Das Weltbild endet, nicht aber die Herrschaft
Gernot Plass lässt Georg Schubert in Ich, Galileo am TAG einen selbstkritischen Monolog über Wissenschaft und Macht führen.
Galileo Galilei, der große italienische Universalgelehrte, kapituliert. Er hat Angst. Angst vor einer Verurteilung als Ketzer, vor den Folterinstrumenten der Inquisition, vor dem drohenden Scheiterhaufen. Somit distanziert er sich von seinen Entdeckungen und gibt klein bei. Verspricht, seinen Wissenschafts-Kanal auf YouTube zu löschen. Schimpft sich selbst einen Feigling. Und akzeptiert den ihm auferlegten Hausarrest.
Georg Schubert ist sämtlichen seiner gefühlt 15 verschiedenen Rollen gewachsen
Für die folgenden achtzig Minuten schlüpft der wunderbar wandelbare Georg Schubert in zumindest zehn verschiedene Rollen und bleibt doch stets „G.“. Wie der Erdball dreht er sich um sich selbst, zittert, wütet, lacht, spottet, schimpft, sucht, sinniert und – befragt. Denn er weiß, was er gesehen hat, durch das Fernrohr, das er auf das Firmament gerichtet hat. Wir sind längst nicht mehr der Mittelpunkt dieser Welt, sind es nie gewesen. Auf den vier Bildschirmen, die neben einem Gefrierschrank und zwei Sesseln die karge Bühne zieren, verdunkelt ein Schatten die Sonne (Video: Peter Hirsch).
Es sind düstere Zeiten für einen Wissenschaftler, dessen Methoden der herrschenden Ideologie widerstreben. Auf den Screens flackert das Auge Saurons, des dunklen Tyrannen aus Tolkiens Fantasy-Klassiker auf, um noch unmissverständlicher zu bebildern, unter welcher Herrschaftsform hier gelitten wird. Ja, es geht um Kontrolle, darum, öffentlichen Diskurs, Debatte und letztlich Meinungen einzuschränken. Weil nicht sein kann, was nicht sein darf.

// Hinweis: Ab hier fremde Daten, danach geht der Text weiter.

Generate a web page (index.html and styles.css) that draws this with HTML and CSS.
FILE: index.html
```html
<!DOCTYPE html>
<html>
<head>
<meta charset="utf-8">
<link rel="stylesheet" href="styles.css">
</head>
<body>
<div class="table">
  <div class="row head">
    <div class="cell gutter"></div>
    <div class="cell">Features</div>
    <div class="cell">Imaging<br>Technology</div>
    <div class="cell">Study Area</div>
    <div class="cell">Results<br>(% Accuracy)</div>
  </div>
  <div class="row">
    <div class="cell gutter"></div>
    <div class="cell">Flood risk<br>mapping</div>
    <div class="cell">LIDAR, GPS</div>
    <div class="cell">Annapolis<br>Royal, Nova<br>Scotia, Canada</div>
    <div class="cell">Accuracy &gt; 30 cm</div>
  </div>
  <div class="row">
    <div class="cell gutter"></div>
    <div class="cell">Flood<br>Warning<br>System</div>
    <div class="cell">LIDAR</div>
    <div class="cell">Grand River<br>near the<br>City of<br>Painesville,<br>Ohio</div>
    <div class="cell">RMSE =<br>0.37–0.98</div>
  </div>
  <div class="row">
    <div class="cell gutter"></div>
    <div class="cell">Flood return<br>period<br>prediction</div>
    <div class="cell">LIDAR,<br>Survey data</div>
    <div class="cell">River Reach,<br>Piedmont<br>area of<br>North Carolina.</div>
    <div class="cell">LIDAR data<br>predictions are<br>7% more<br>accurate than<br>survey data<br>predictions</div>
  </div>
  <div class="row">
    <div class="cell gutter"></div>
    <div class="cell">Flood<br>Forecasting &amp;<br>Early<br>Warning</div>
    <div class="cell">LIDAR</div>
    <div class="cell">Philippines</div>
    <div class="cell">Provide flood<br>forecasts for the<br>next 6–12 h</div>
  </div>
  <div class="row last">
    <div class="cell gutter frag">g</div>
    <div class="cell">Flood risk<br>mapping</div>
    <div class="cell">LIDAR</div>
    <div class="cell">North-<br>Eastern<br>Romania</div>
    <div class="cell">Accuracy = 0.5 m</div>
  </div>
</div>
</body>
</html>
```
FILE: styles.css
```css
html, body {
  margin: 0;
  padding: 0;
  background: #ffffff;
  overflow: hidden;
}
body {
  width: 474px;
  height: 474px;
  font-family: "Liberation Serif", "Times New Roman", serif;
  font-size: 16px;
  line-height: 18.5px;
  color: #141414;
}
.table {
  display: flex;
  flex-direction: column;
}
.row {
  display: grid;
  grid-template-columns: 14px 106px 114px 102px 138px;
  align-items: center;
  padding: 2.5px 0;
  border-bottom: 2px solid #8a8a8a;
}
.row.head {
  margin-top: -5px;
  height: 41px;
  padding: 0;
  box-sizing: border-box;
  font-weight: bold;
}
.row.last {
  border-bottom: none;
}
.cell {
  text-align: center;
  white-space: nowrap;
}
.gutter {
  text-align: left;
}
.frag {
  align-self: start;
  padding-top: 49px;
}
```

Selbst in einer Szene, in der Talkshowmoderator Markus Toback (natürlich auch Georg Schubert) Herrn G. und einen gewissen Geistigen namens Bruder Kreutel über Videocall in seine Show zuschaltet, um die neusten astrophysischen Erkenntnisse zu diskutieren, wird G. letztlich das Mikrofon gekappt. Bruder Kreutel lächelt nur milde. Er weiß, dass sich das Weltbild ändern mag, doch die Herrschaft bestehen bleibt.
Wahrheit besitzt man nicht, man sucht sie
Dieser Abend wird nicht müde uns zu vermitteln: auch vierhundert Jahre später läuft es nicht wirklich besser. Wir haben vielleicht den Scheiterhaufen abgeschafft, aber Diffamierung und Zensur stehen nach wie vor auf der Tagesordnung. An (nur teils originellen) Seitenhieben auf aktuelle Entwicklungen seit Pandemiebeginn (Stichwort: „flache Kurve“, „schwedisches Modell“) wird nicht gespart. Die Moral: Misstraut dem, der behauptet, die Wahrheit gefunden zu haben, oder gar, sie zu besitzen!
Am Ende seines Monologes und des ewigen Herumschleppens der Tiefkühltruhe wird es G. zu viel: Mürrisch macht er sich auf die Suche nach dem Verantwortlichen (Text und Regie: Gernot Plass), der einen „postdramatischen Diskurs“ versprochen, und doch nur „Plass’sches Schultheater“ abgeliefert habe. Tatsächlich weist der an Brechts Leben des Galilei angelehnte Text manche Schwäche auf. Wettgemacht wird dies vor allem durch das optimale Timing – es ist der rechte Text zur rechten Zeit – und eine sensationelle Performance von Georg Schubert, dem man Weltschmerz und innere Zerrissenheit in jedem Augenblick abnimmt. Es ist dem Abend zuträglich, dass er sich selbst nicht todernst nimmt. So lässt es sich lachen über all die Parallelen, die der Fall Galilei zur aktuellen Situation aufweist, auch wenn es einem hinterher kalt den Rücken hinunterläuft.